[INTERVIEW] SILVERSTEIN Interview
For Aussie Silverstein fans this year started with a bang as the Canadian post-hardcore outfit made the journey to our shores just to play at UNFD: The Gathering. Now those fans can get excited all over again as the band deliver their tenth studio album – A Beautiful Place To Drown.
I recently had the opportunity to chat to Shane Told about the album and it is clear that the band are just as excited about the release as their fans are. “We did start to take more and more chances,” he says when we begin our discussion by talking about the differences that fans will hear on the new album. “We did start to do things differently and take some different approaches then we have in the past. But we didn’t really set out to do that, we just found that was what the music and the art was telling us to do, so that was a really interesting process.”
Ten albums in and it feels like Silverstein have a maturity about them that hasn’t been there in the past, and that is something that seems to be showing in their music. “I think the big difference was that we didn’t follow any rules,” says Told going deeper into the album. “We have been a band now for twenty years and put out nine records and we came from a time where there were punk bands and there were hardcore bands. But there were also not a lot of tricks – it was basically a guitar, bass, a drum kit and somebody yelling or singing into a microphone. But music has changed so much over the past twenty years, there is so much you can do now in terms of over instrumentalisation. There are other ideas, there are different things that you can do in the studio, they are all things that we either weren’t able to do twenty years ago or we didn’t feel that we were allowed to do.”
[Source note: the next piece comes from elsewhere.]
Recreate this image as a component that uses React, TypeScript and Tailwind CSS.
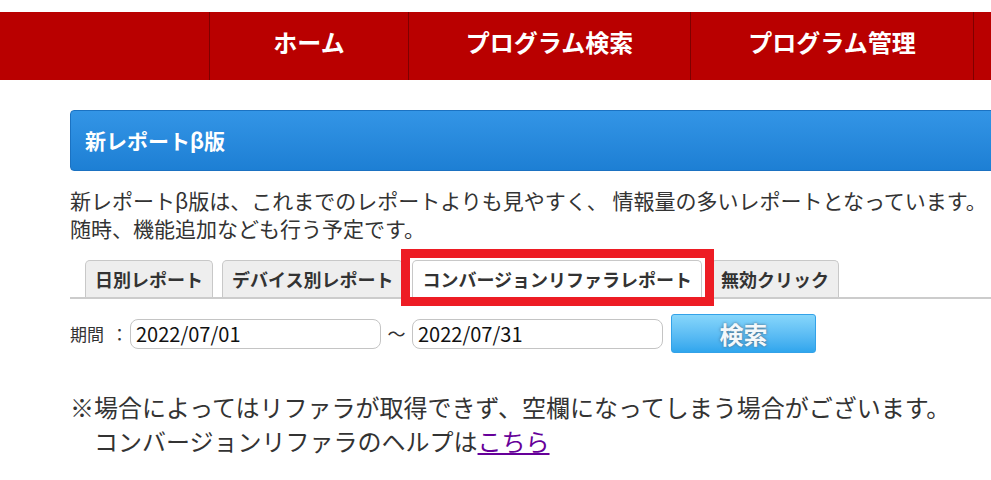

“What happens though after twenty years we were looking back and saying ‘well The Get Up Kids would never do this’ and now we are like ‘who gives a shit,’” he says continuing. “It is 2020 and it is okay to use different instrumentalisation and it is okay to put electronic drums on a track. We wanted to put a saxophone solo in a song so we fucking did. We would never have done that when we first started the band but over time we have just decided that we will do what we want. We just thought that this was something that we wanted to do creatively so we are going to do it. Once we got over all that and said ‘okay we are going to break the rules that we have set for ourselves because why did we even have them in the first place?’ Once we did that the floodgates of creativity just opened and that felt really liberating because we were able to do whatever the fuck we wanted to do and that felt really inspiring.”
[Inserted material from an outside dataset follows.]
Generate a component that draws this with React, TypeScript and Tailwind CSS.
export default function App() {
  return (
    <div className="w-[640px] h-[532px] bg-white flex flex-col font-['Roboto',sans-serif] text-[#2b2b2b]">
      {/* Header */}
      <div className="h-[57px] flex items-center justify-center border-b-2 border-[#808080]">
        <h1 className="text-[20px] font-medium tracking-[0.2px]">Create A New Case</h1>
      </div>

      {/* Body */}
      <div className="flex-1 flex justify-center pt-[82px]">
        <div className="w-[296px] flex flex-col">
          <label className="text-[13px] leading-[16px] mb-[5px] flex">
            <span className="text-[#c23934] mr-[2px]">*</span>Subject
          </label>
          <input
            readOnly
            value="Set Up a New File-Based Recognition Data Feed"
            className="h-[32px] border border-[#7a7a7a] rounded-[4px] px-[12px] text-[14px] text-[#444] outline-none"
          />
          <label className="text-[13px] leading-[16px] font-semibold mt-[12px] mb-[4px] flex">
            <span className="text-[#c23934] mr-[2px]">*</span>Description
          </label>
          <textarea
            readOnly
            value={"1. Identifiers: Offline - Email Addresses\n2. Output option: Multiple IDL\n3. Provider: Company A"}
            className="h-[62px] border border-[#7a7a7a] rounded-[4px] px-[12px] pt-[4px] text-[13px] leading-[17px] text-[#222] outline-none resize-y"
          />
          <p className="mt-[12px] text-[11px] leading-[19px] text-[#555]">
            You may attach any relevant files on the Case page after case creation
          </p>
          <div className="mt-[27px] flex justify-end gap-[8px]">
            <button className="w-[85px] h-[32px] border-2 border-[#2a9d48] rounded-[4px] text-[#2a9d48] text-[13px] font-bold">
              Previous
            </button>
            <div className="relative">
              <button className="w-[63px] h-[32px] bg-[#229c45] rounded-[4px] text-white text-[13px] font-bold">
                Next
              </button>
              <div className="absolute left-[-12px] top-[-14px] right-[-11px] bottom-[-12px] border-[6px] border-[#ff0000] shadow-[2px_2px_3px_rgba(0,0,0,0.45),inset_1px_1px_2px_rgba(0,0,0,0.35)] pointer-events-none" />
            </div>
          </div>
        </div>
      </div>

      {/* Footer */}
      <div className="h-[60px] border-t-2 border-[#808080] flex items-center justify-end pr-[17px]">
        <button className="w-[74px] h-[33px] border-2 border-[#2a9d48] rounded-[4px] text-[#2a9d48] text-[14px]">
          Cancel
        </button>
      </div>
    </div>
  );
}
That leads to me ask him more about what was actually inspiring some of the tracks that are on this album. “An album really is a snapshot of a time. You can’t get away from that and I don’t think you should get away from that. Obviously you want to write timeless music, but the timeless part of it is in the song-writing. It is not just about being able to write a great song, it is about being able to tell a story about today that would have resonated in the past and will resonate in the future. But there is also always going to be a time frame. I mean take the 80s, you hear a song from the 80s and you instantly now that it is from the 80s – that was the production and that was the time… that doesn’t mean that it is not a great song. Every era has that.”
“So I think it is really important that you write about what you are going through,” he says continuing. “Sure with this album there is stuff about politics because how can you ignore that right now? I mean there is so much politics in the media, how can you ignore that? There is also so much going on with mental health and the whole thing about people over-consuming it is leading to this… and they are all things that we have to talk about.”
Capturing a snapshot of time like that can also lead to some painful memories and Told opens up to me and tells me that is something that has happened with Silverstein’s music in the past. “Let’s go back to Dead Reflection,” he says. “I was in a horrible place when we made that album. I had never been more depressed and it ended up being a very dark record, it is very hard for me to go back and read some of those lyrics because it was a bad time. Then you go back and look at Wind Shifts and I was in a great place and I wrote a lot of songs about good relationships. So each album is a snapshot of the world and about a time in my life and I think A Beautiful Place To Drown is no different. I think it is important for each record to tell the tale of the time – whether that be in our career or what is going on in the world.”
A Beautiful Place To Drown is out on March 6th.